A research digest from the British Psychological Society reiterates this point: “Eye contact is such an intense experience, it even seems to consume extra brain power, making it difficult to perform other challenging mental tasks at the same time,” it states. The report explains how researchers in Japan put people through a test in which they had to generate verbs while staring at an on-screen face or averting their eyes.

“Making eye contact impaired the participants’ performance on the hardest version of the verb generation task, presumably because it consumed spare brain power that might otherwise have been available to support performance on the verbal task,” it concludes.

Interestingly, eye contact can make you a worse teacher, too: by trying to make eye contact with 25 students during the teaching of a complex topic, you might find yourself struggling to remember what you were teaching in the first place.

“Eye contact does increase the cognitive load on the presenter, as you are processing facial signals from your audience members,” says Rogers. “Teachers don’t need to feel they must be constantly looking at the faces of the audience. There might be times, when speaking about some more complicated material, that it is useful to disengage gaze away from the audience to allow oneself to process the information better and communicate more clearly.”

This will be even more important if you are trying to teach via a video-conferencing platform during periods of remote learning.
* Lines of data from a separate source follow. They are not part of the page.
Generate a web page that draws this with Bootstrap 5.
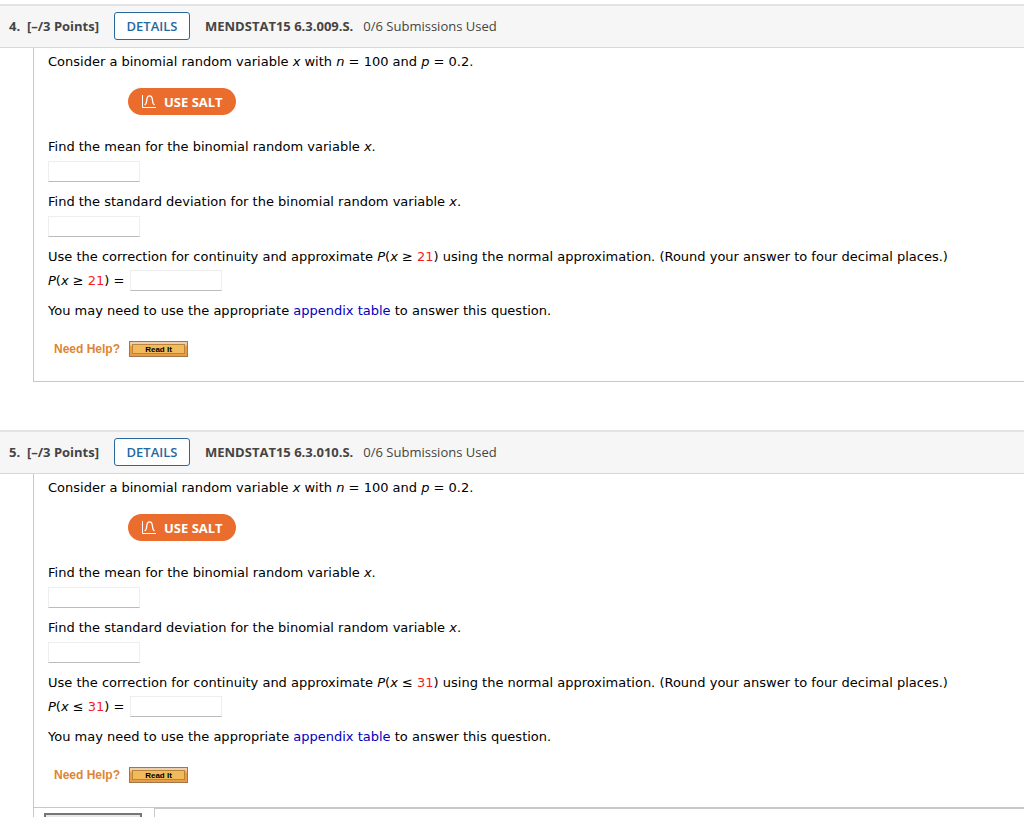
<!DOCTYPE html>
<html lang="en">
<head>
<meta charset="utf-8">
<meta name="viewport" content="width=device-width, initial-scale=1">
<title>Assignment questions</title>
<link href="https://cdn.jsdelivr.net/npm/bootstrap@5.3.0/dist/css/bootstrap.min.css" rel="stylesheet">
<style>
body { font-family: "DejaVu Sans", Verdana, sans-serif; font-size: 13px; line-height: 20px; color: #000; background: #fff; }
.q-head { font-family: "Open Sans", sans-serif; height: 44px; background: #f6f6f6; border-top: 2px solid #e3e3e3; border-bottom: 1px solid #d8d8d8; color: #444; padding: 0 0 2px 9px; font-size: 13px; }
.q-title { font-size: 13px; line-height: 20px; font-weight: 700; }
.q-used { margin-left: 10px; }
.btn-details { width: 76px; height: 28px; padding: 0; border: 1px solid #27699f; border-radius: 3px; background: #fff; color: #27699f; font-size: 13px; font-weight: 600; line-height: 20px; margin: 0 15px; }
.q-body { margin-left: 33px; padding: 4px 0 22px 14px; border-left: 1px solid #c8c8c8; }
.q-closed { border-bottom: 1px solid #c8c8c8; margin-bottom: 48px; }
.btn-salt { display: flex; width: 108px; height: 27px; margin: 16px 0 22px 80px; padding: 0 0 0 13px; border: 0; border-radius: 14px; background: #ea6d2d; color: #fff; font-family: "Open Sans", sans-serif; font-size: 13px; font-weight: 700; line-height: 20px; }
.next-part { margin-top: 10px; }
.answer { width: 92px; height: 21px; padding: 0 4px; border: 1px solid #eee; border-bottom-color: #bbb; border-radius: 0; font-size: 13px; }
.answer-row { margin-top: 3px; gap: 6px; }
.num { color: #f81c1c; }
.q-body a { color: #0000c0; text-decoration: none; }
.help { font-family: "Liberation Sans", Arial, sans-serif; margin-top: 18px; padding-left: 6px; gap: 9px; }
.help-label { color: #de8533; font-weight: 700; font-size: 12px; }
.btn-read { width: 59px; height: 16px; padding: 2px 2px; border: 1px solid #a0774d; background: linear-gradient(#eccfae 2px, #ec9b45 5px); color: #000; font-size: 8px; font-weight: 700; line-height: 9px; }
.btn-read span { display: block; height: 10px; border: 1px solid #b8853d; background: #f1bb5b; }
.submit-strip { margin-left: 33px; height: 32px; border-left: 1px solid #c8c8c8; border-top: 1px solid #c8c8c8; }
.submit-cell { width: 121px; border-right: 1px solid #c8c8c8; padding: 5px 0 0 10px; }
.btn-submit { display: block; width: 98px; height: 22px; padding: 0; border: 2px solid #767676; background: #e7e7e7; }
.submit-rest { border-top: 1px solid #c8c8c8; }
</style>
</head>
<body>
<main class="vh-100 overflow-hidden pt-1">
  <section>
    <header class="q-head d-flex align-items-center">
      <h2 class="q-title mb-0">4.&nbsp; [–/3 Points]</h2>
      <button type="button" class="btn-details">DETAILS</button>
      <strong>MENDSTAT15 6.3.009.S.</strong>
      <span class="q-used">0/6 Submissions Used</span>
    </header>
    <div class="q-body q-closed">
      <p class="mb-0">Consider a binomial random variable <i>x</i> with <i>n</i> = 100 and <i>p</i> = 0.2.</p>
      <button type="button" class="btn-salt align-items-center gap-2">
        <svg width="15" height="15" viewBox="0 0 15 15" fill="none" stroke="#fff" aria-hidden="true"><path d="M1.500 1v12.500H15"/><path d="M3.500 10.700C5 10.700 5.400 9.500 5.700 6.500C5.900 3.500 6.500 1.800 8.600 1.800S11.300 3.500 11.500 6.500C11.800 9.500 12.200 10.700 13.700 10.700" stroke-width="1.300"/></svg>
        USE SALT</button>
      <label for="mean4" class="d-block mb-1">Find the mean for the binomial random variable <i>x</i>.</label>
      <input id="mean4" class="answer d-block" type="text">
      <label for="sd4" class="d-block mb-1 next-part">Find the standard deviation for the binomial random variable <i>x</i>.</label>
      <input id="sd4" class="answer d-block" type="text">
      <p class="mb-0 next-part">Use the correction for continuity and approximate <i>P</i>(<i>x</i> ≥ <span class="num">21</span>) using the normal approximation. (Round your answer to four decimal places.)</p>
      <div class="answer-row d-flex align-items-center">
        <label for="prob4"><i>P</i>(<i>x</i> ≥ <span class="num">21</span>) =</label>
        <input id="prob4" class="answer" type="text">
      </div>
      <p class="mb-0 next-part">You may need to use the appropriate <a href="#">appendix table</a> to answer this question.</p>
      <div class="help d-flex align-items-center">
        <span class="help-label">Need Help?</span>
        <button type="button" class="btn-read"><span>Read It</span></button>
      </div>
    </div>
  </section>
  <section>
    <header class="q-head d-flex align-items-center">
      <h2 class="q-title mb-0">5.&nbsp; [–/3 Points]</h2>
      <button type="button" class="btn-details">DETAILS</button>
      <strong>MENDSTAT15 6.3.010.S.</strong>
      <span class="q-used">0/6 Submissions Used</span>
    </header>
    <div class="q-body">
      <p class="mb-0">Consider a binomial random variable <i>x</i> with <i>n</i> = 100 and <i>p</i> = 0.2.</p>
      <button type="button" class="btn-salt align-items-center gap-2">
        <svg width="15" height="15" viewBox="0 0 15 15" fill="none" stroke="#fff" aria-hidden="true"><path d="M1.500 1v12.500H15"/><path d="M3.500 10.700C5 10.700 5.400 9.500 5.700 6.500C5.900 3.500 6.500 1.800 8.600 1.800S11.300 3.500 11.500 6.500C11.800 9.500 12.200 10.700 13.700 10.700" stroke-width="1.300"/></svg>
        USE SALT</button>
      <label for="mean5" class="d-block mb-1">Find the mean for the binomial random variable <i>x</i>.</label>
      <input id="mean5" class="answer d-block" type="text">
      <label for="sd5" class="d-block mb-1 next-part">Find the standard deviation for the binomial random variable <i>x</i>.</label>
      <input id="sd5" class="answer d-block" type="text">
      <p class="mb-0 next-part">Use the correction for continuity and approximate <i>P</i>(<i>x</i> ≤ <span class="num">31</span>) using the normal approximation. (Round your answer to four decimal places.)</p>
      <div class="answer-row d-flex align-items-center">
        <label for="prob5"><i>P</i>(<i>x</i> ≤ <span class="num">31</span>) =</label>
        <input id="prob5" class="answer" type="text">
      </div>
      <p class="mb-0 next-part">You may need to use the appropriate <a href="#">appendix table</a> to answer this question.</p>
      <div class="help d-flex align-items-center">
        <span class="help-label">Need Help?</span>
        <button type="button" class="btn-read"><span>Read It</span></button>
      </div>
    </div>
    <div class="submit-strip d-flex">
      <div class="submit-cell"><button type="button" class="btn-submit" aria-label="Submit"></button></div>
      <div class="submit-rest flex-fill"></div>
    </div>
  </section>
</main>
<script src="https://cdn.jsdelivr.net/npm/bootstrap@5.3.0/dist/js/bootstrap.bundle.min.js"></script>
</body>
</html>
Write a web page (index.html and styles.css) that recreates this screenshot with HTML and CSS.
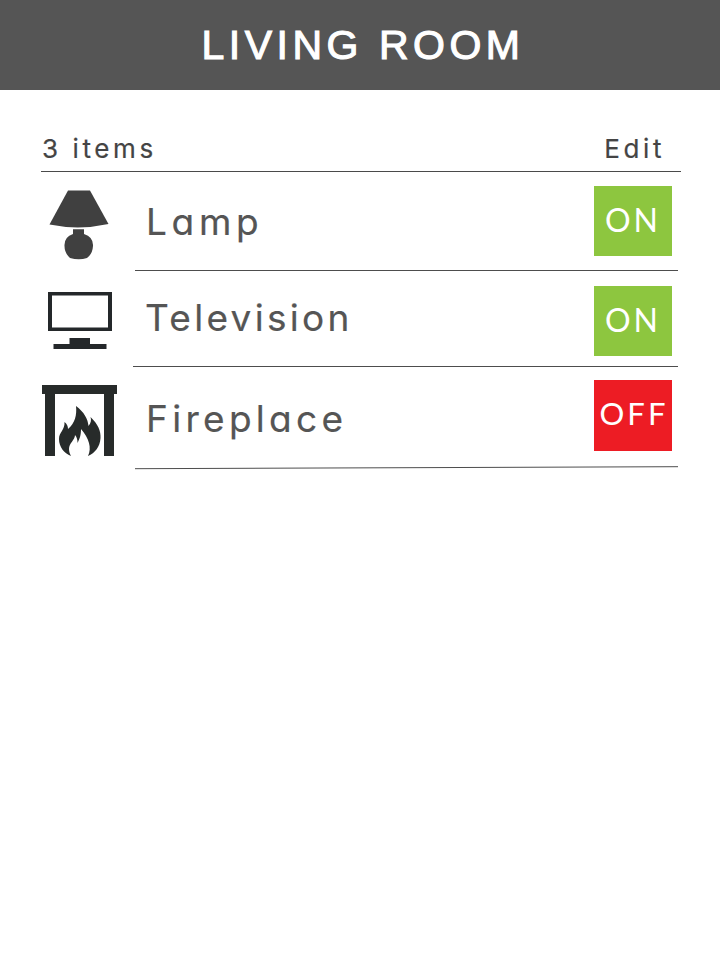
FILE: index.html
```html
<!DOCTYPE html>
<html lang="en">
<head>
<meta charset="utf-8">
<title>Living Room</title>
<link rel="stylesheet" href="styles.css">
</head>
<body>
<header class="bar"><h1 class="title">LIVING ROOM</h1></header>
<main class="content">
  <div class="summary"><span class="count">3 items</span><span class="edit">Edit</span></div>
  <ul class="devices">
    <li class="device lamp">
      <svg class="icon" viewBox="0 0 90 90" aria-hidden="true"><path fill="#404040" d="M32 10.500H54L72.500 44Q43 50.500 13.500 44.500Z"/><path fill="#404040" d="M37 49.300H48V54Q57.500 57 57 66Q56.500 74 51 78Q43 80.500 34 78Q28.500 73 28.500 66Q28 57 37 54Z"/></svg>
      <div class="row"><span class="name">Lamp</span><button class="toggle on">ON</button></div>
    </li>
    <li class="device television">
      <svg class="icon" viewBox="0 0 90 90" aria-hidden="true"><path fill="#24282a" fill-rule="evenodd" d="M12 12H76V51H12ZM16 15.500V47.500H72V15.500Z"/><path fill="#24282a" d="M33.500 58H54V64H70.500V69H17.500V64H33.500Z"/></svg>
      <div class="row"><span class="name">Television</span><button class="toggle on">ON</button></div>
    </li>
    <li class="device fireplace">
      <svg class="icon" viewBox="0 0 90 90" aria-hidden="true"><path fill="#272b2a" d="M6 10H81V19H78V81H68V19H19V81H9V19H6Z"/><path fill="#272b2a" d="M40 31C48 37 52 44 52.500 51C55 48 55.500 45 54.500 42C62 49 65 56 64.500 63C64 72 59 78 52 81C56 73 53 63 45 54C45 60 44 63 41.500 68C41.500 65 41 62 39 60C39 65 33 68 33 74C33 77 34 79 35 81C28 78 23 72 23 64C23 57 29 55 28.500 47C31 49 32 51 32 54C39 48 41 40 40 31Z"/></svg>
      <div class="row"><span class="name">Fireplace</span><button class="toggle off">OFF</button></div>
      <svg class="rule" viewBox="0 0 544 4" aria-hidden="true"><path d="M0 2.700L543 .700" stroke="#4d4d4d" fill="none"/></svg>
    </li>
  </ul>
</main>
</body>
</html>
```

FILE: styles.css
```css
* { box-sizing: border-box; }
body { margin: 0; background: #fff; color: #555; font-family: Inter, sans-serif; font-feature-settings: "cv11"; }
.bar { height: 90px; background: #555; text-align: center; }
.title { margin: 0; padding-left: 6px; color: #fff; font: 400 41px/91px "Liberation Sans", Arial, sans-serif; letter-spacing: 4.500px; -webkit-text-stroke: 1.1px #fff; }
.content { padding: 36px 39px 0 41px; }
.summary { display: flex; justify-content: space-between; height: 46px; padding: 0 15px 0 1px; border-bottom: 1px solid #4a4a4a; color: #444; font-size: 26px; line-height: 46px; letter-spacing: 3.600px; -webkit-text-stroke: .2px #444; }
.edit { padding-right: 1px; }
.devices { margin: 0; padding: 0; list-style: none; }
.device { display: flex; flex-wrap: wrap; align-items: flex-start; padding-right: 3px; }
.icon { width: 90px; height: 90px; margin: 8px 3px 0 -5px; }
.row { display: flex; flex: 1; justify-content: space-between; margin-left: 6px; padding: 14px 6px 0 11px; border-bottom: 1px solid #4d4d4d; }
.lamp .row { height: 99px; }
.television .row { height: 96px; margin-left: 4px; padding-top: 15px; padding-left: 12px; }
.television .icon { margin-top: 9px; margin-bottom: -3px; }
.fireplace .row { height: 99px; padding-top: 13px; border: 0; }
.rule { width: 544px; height: 4px; margin-left: 94px; }
.fireplace { padding-right: 2px; }
.fireplace .row { padding-right: 7px; }
.name { font-size: 37px; line-height: 71px; letter-spacing: 4.700px; -webkit-text-stroke: .2px #555; }
.television .name { line-height: 64px; letter-spacing: 3.300px; }
.fireplace .name { line-height: 77px; letter-spacing: 4.300px; }
.toggle { width: 78px; height: 70px; padding: 0 0 2px; border: 0; color: #fff; font: 400 32px/68px Lato, sans-serif; letter-spacing: 3px; }
.on { background: #8dc63f; }
.off { height: 71px; padding: 0 0 5px 2px; font-size: 31px; line-height: 66px; background: #ed1c24; }
```
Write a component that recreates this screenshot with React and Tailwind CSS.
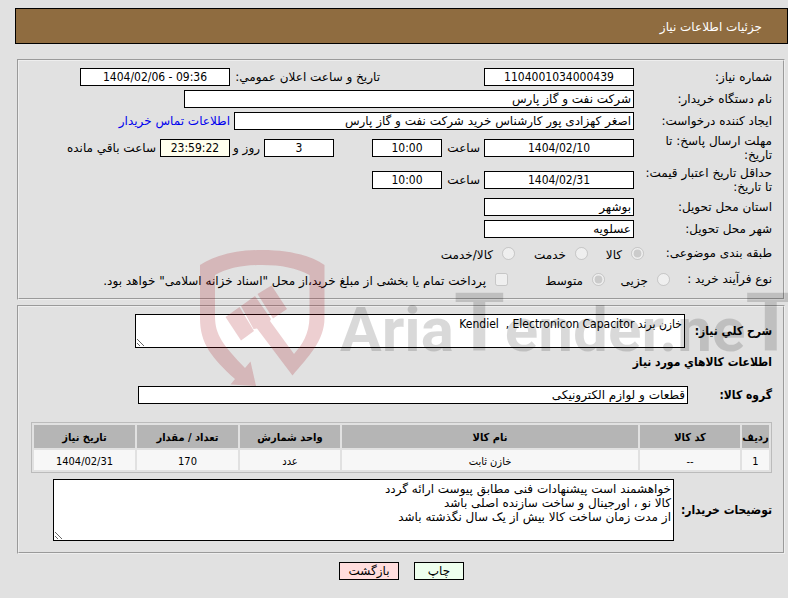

During the lockdown months, “Zoom fatigue” became the topic of much debate, with psychologists explaining that the virtual environment was forcing participants to more closely read non-verbal communication. Doing so left them exhausted.

So, eye contact is tricky: it is crucial to communication and relationship building, but also a potential blocker in emotional and learning conversations.

Given that teachers need to engage in all of this, where does that leave them?

As always in teaching, it’s about balance. Appreciate the limitations, amplify the benefits, don’t be too quick to judge a look away and, ultimately, do what your mother always told you: don’t stare.